“L’intelletto è limitato e il miglior modo di capire la realtà è usare i sentimenti e l’intuizione perché la verità è una terra senza sentieri” lo pensava il fiorentino Tiziano Terzari, giornalista e scrittore amatissimo (1938 – 2004).
I suoi libri sono pieni di spunti educativi, si possono coglierne tra le righe e in modo diretto. Ha viaggiato e scritto per una vita intera, fatte esperienze che gli hanno permesso di cambiarla in modo che gli assomigliasse, gliel’hanno reso piena così tanto da essersi sentito curioso persino di morire – mi rincresce solo che non potrò scriverne – diceva. A proposito dei libri: la vera conoscenza non viene dai libri, neppure da quelli sacri, ma dall’esperienza personale.
“La cosa più bella che un giovane possa fare è di inventarsi un lavoro che corrisponde ai suoi talenti, alle sue aspirazioni, alla sua gioia”.
Perché nella vita c’è sempre una strada e i giovani vanno aiutati a cercarla con tutti i mezzi prima che sia tardi e possa sfuggire loro. Lo scrittore fiorentino parla di sé, delle sue esperienze, si rivolge a tutti senza limiti di età ma indiscutibili sono i messaggi che ha lasciato per i giovani e i consigli per tutti gli educatori.
Per lui la grande bellezza sta nella diversità, comprenderla e accettarla, ogni volta con rinnovata meraviglia, serve a capire chi siamo e dove stiamo ma anche quanto tutti siamo unici. Necessario è guardare l’Universo come un tutt’uno in cui ogni parte riflette la totalità.
Bisogna superare le paure con il coraggio e rispettare la regola secondo la quale quando sei a un bivio e trovi una strada che va in su e una che va in giù, devi prendere quella che va in su. E’ più facile andare in discesa ma salire è un altro modo di vedere le cose, è una sfida.
Gli educatori devono invitare i ragazzi a prendere decisioni in autonomia perché l’unico vero “maestro” ognuno lo porta dentro di sé. I giovani vanno spronarli a vivere il loro presente, il passato altro non è che uno strumento per vivere al meglio il presente.
Il suo è un invito a vivere il presente ognuno al proprio ritmo, con tutta la calma di cui si necessita, una calma che consente di innamorarsi delle cose, commuoversi, apprezzare la solitudine e la buona compagnia in ugual misura.

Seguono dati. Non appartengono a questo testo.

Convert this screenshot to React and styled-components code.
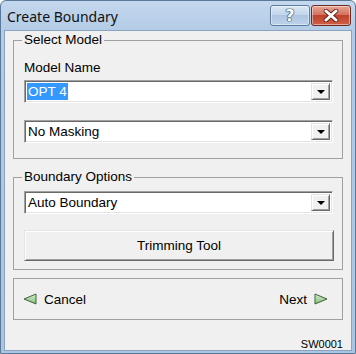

Correre o vivere freneticamente, come spesso facciamo noi “grandi”, non serve a essere felici e siamo bravissimi a inventare scuse per non fermarci a riflettere. Così facendo sprechiamo il nostro tempo. A volte bisogna rischiare, fare altre cose. Occorre rinunziare ad alcune garanzie perché sono anche delle condizioni.

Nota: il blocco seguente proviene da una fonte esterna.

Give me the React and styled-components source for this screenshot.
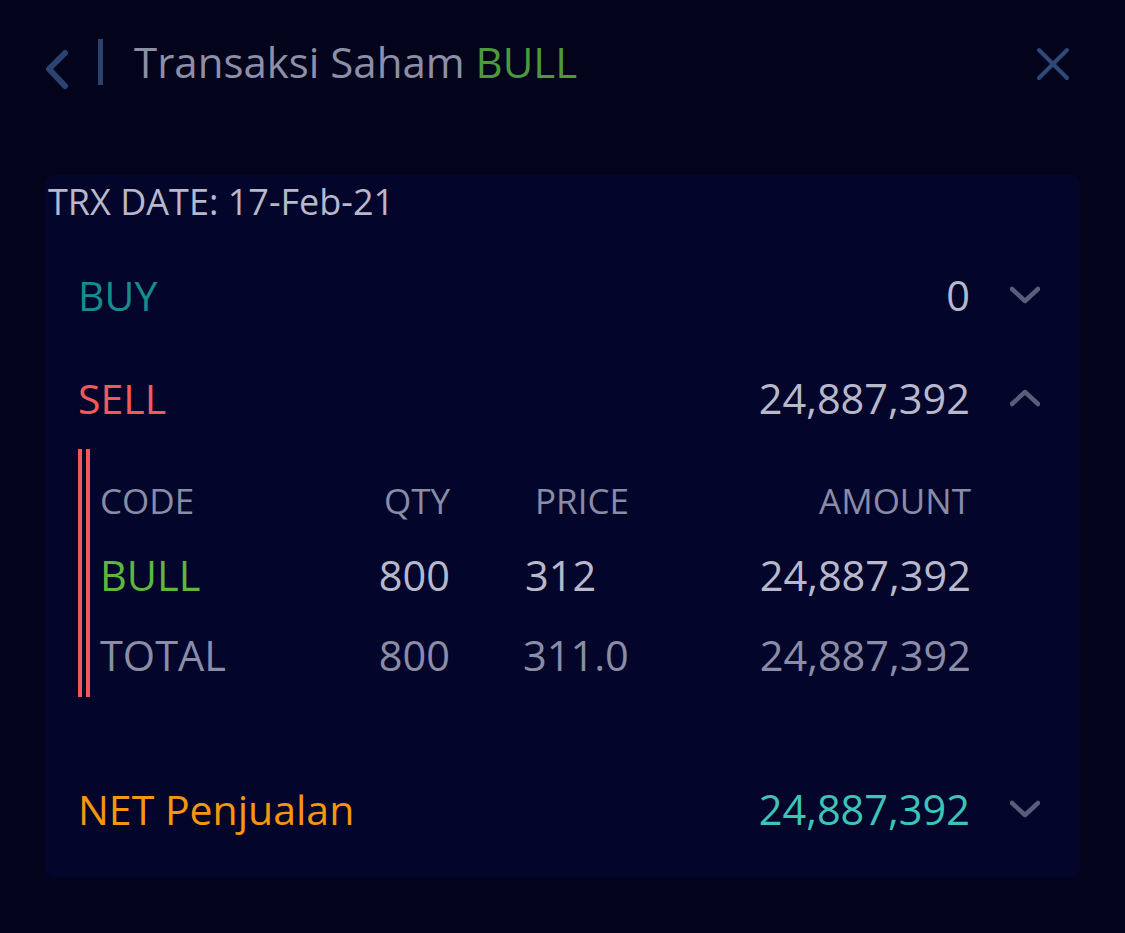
import React from "react";
import styled, { createGlobalStyle } from "styled-components";

const GlobalStyle = createGlobalStyle`
  html, body {
    margin: 0;
    padding: 0;
    background: #03041c;
  }
  body {
    font-family: "Open Sans", "Noto Sans", sans-serif;
  }
`;

const Page = styled.div`
  width: 1125px;
  height: 933px;
  background: #03041c;
  padding: 0 45px;
  box-sizing: border-box;
`;

const Header = styled.header`
  height: 128px;
  display: flex;
  align-items: center;
`;

const BackButton = styled.button`
  background: none;
  border: none;
  padding: 0;
  margin: 12px 0 0 0;
  width: 24px;
  height: 44px;
  display: flex;
  cursor: pointer;
`;

const Divider = styled.div`
  width: 5px;
  height: 46px;
  background: #2b416e;
  margin: 0 31px 0 29px;
  align-self: center;
  transform: translateY(-2px);
`;

const Title = styled.h1`
  flex: 1;
  margin: 0;
  font-size: 42px;
  font-weight: 400;
  color: #8c8fa6;
  line-height: 1;
  transform: translateY(-2px);
`;

const Highlight = styled.span`
  color: ${(p) => p.color};
`;

const CloseButton = styled.button`
  background: none;
  border: none;
  padding: 0;
  margin-right: 10px;
  width: 34px;
  height: 34px;
  display: flex;
  cursor: pointer;
`;

const Card = styled.section`
  margin-top: 47px;
  background: #04052b;
  border-radius: 10px;
  padding: 0 40px 18px 3px;
`;

const TrxDate = styled.div`
  font-size: 36px;
  line-height: 54px;
  color: #b7b9cb;
  margin-bottom: 14px;
`;

const Row = styled.div`
  height: 103px;
  display: flex;
  align-items: center;
  padding: 0 0 0 30px;
  box-sizing: border-box;
  margin-top: ${(p) => p.gap || 0}px;
`;

const Label = styled.div`
  flex: 1;
  font-size: 41px;
  color: ${(p) => p.color};
`;

const Value = styled.div`
  font-size: 41.5px;
  color: ${(p) => p.color || "#b7b9cb"};
`;

const Toggle = styled.div`
  width: 30px;
  margin-left: 40px;
  display: flex;
  justify-content: center;
`;

const Details = styled.div`
  margin-left: 30px;
  margin-right: 69px;
  border-left: 12px double #f25757;
  padding: 14px 0 0 10px;
`;

const Grid = styled.div`
  display: grid;
  grid-template-columns: 250px 100px 250px 1fr;
  align-items: center;
  height: ${(p) => p.h}px;
  font-size: ${(p) => (p.head ? 35 : 41.5)}px;
  color: ${(p) => p.color};
`;

const Cell = styled.div`
  text-align: ${(p) => p.align || "left"};
  padding-left: ${(p) => p.pad || 0}px;
  color: ${(p) => p.color || "inherit"};
`;

const Chevron = ({ up }) => (
  <svg width="30" height="18" viewBox="0 0 30 18">
    <polyline
      points={up ? "2,15 15,3 28,15" : "2,3 15,15 28,3"}
      fill="none"
      stroke="#5a5d79"
      strokeWidth="4.5"
      strokeLinecap="round"
      strokeLinejoin="round"
    />
  </svg>
);

const rows = [
  { code: "BULL", qty: "800", price: "312", amount: "24,887,392" },
];

export default function App() {
  return (
    <>
      <GlobalStyle />
      <Page>
        <Header>
          <BackButton>
            <svg width="24" height="44" viewBox="0 0 24 44">
              <polyline
                points="20,5 4,21 20,38"
                fill="none"
                stroke="#2c4372"
                strokeWidth="6"
                strokeLinecap="round"
                strokeLinejoin="round"
              />
            </svg>
          </BackButton>
          <Divider />
          <Title>
            Transaksi Saham <Highlight color="#4c9a3c">BULL</Highlight>
          </Title>
          <CloseButton>
            <svg width="34" height="34" viewBox="0 0 34 34">
              <path
                d="M3 3 L31 31 M31 3 L3 31"
                stroke="#2e4878"
                strokeWidth="4"
                strokeLinecap="round"
              />
            </svg>
          </CloseButton>
        </Header>

        <Card>
          <TrxDate>TRX DATE: 17-Feb-21</TrxDate>

          <Row>
            <Label color="#168c8c">BUY</Label>
            <Value>0</Value>
            <Toggle>
              <Chevron />
            </Toggle>
          </Row>

          <Row>
            <Label color="#f25a5a">SELL</Label>
            <Value>24,887,392</Value>
            <Toggle>
              <Chevron up />
            </Toggle>
          </Row>

          <Details>
            <Grid head h={74} color="#8a8ca6">
              <Cell>CODE</Cell>
              <Cell align="right">QTY</Cell>
              <Cell pad={85}>PRICE</Cell>
              <Cell align="right">AMOUNT</Cell>
            </Grid>
            {rows.map((r) => (
              <Grid key={r.code} h={76} color="#b7b9cb">
                <Cell color="#5cb83c">{r.code}</Cell>
                <Cell align="right">{r.qty}</Cell>
                <Cell pad={75}>{r.price}</Cell>
                <Cell align="right">{r.amount}</Cell>
              </Grid>
            ))}
            <Grid h={84} color="#8b8da6">
              <Cell>TOTAL</Cell>
              <Cell align="right">800</Cell>
              <Cell pad={73}>311.0</Cell>
              <Cell align="right">24,887,392</Cell>
            </Grid>
          </Details>

          <Row gap={60}>
            <Label color="#f5960f">NET Penjualan</Label>
            <Value color="#3cc4b8">24,887,392</Value>
            <Toggle>
              <Chevron />
            </Toggle>
          </Row>
        </Card>
      </Page>
    </>
  );
}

La nostra economia ci costringe a lavorare a ritmi spaventosi per produrre delle cose per lo più inutili, ci affanniamo per comprare cose effimere e arriviamo stanchi la sera ma questo ritmo forsennato è utile solo a dare soldi alle società multinazionali, alle grandi aziende, ma non dà felicità alla gente.
Per essere felici, sostiene Terzari, bisogna essere capaci di godere di poche cose necessarie, non serve lavorare per accumulare cose futili. Un uomo che si accontenta è un uomo felice. Facciamo quello che è giusto, invece di quello che ci conviene. Educhiamo i figli a essere onesti, non furbi.
Sull’educazione:
L’educazione dovrebbe cominciare con l’insegnare il valore della non violenza, che ha a che fare poi con tutto: con l’essere vegetariano, col rispettare il mondo, col pensare che questa terra non te l’han data a te, che è di tutti e tu non puoi impunemente metterti a tagliare e fare buchi.
Sui viaggi
Ogni posto è una miniera. Basta lasciarsi andare, darsi tempo, stare seduti in una casa da tè a osservare la gente che passa, mettersi in un angolo del mercato, andare a farsi i capelli e poi seguire il bandolo di una matassa che può cominciare con una parola, con un incontro, con l’amico di un amico di una persona che si è appena incontrata e il posto più scialbo, più insignificante della terra diventa uno specchio del mondo, una finestra sulla vita, un teatro di umanità dinanzi al quale ci si potrebbe fermare senza più il bisogno di andare altrove.
La miniera è esattamente là dove si è: basta scavare.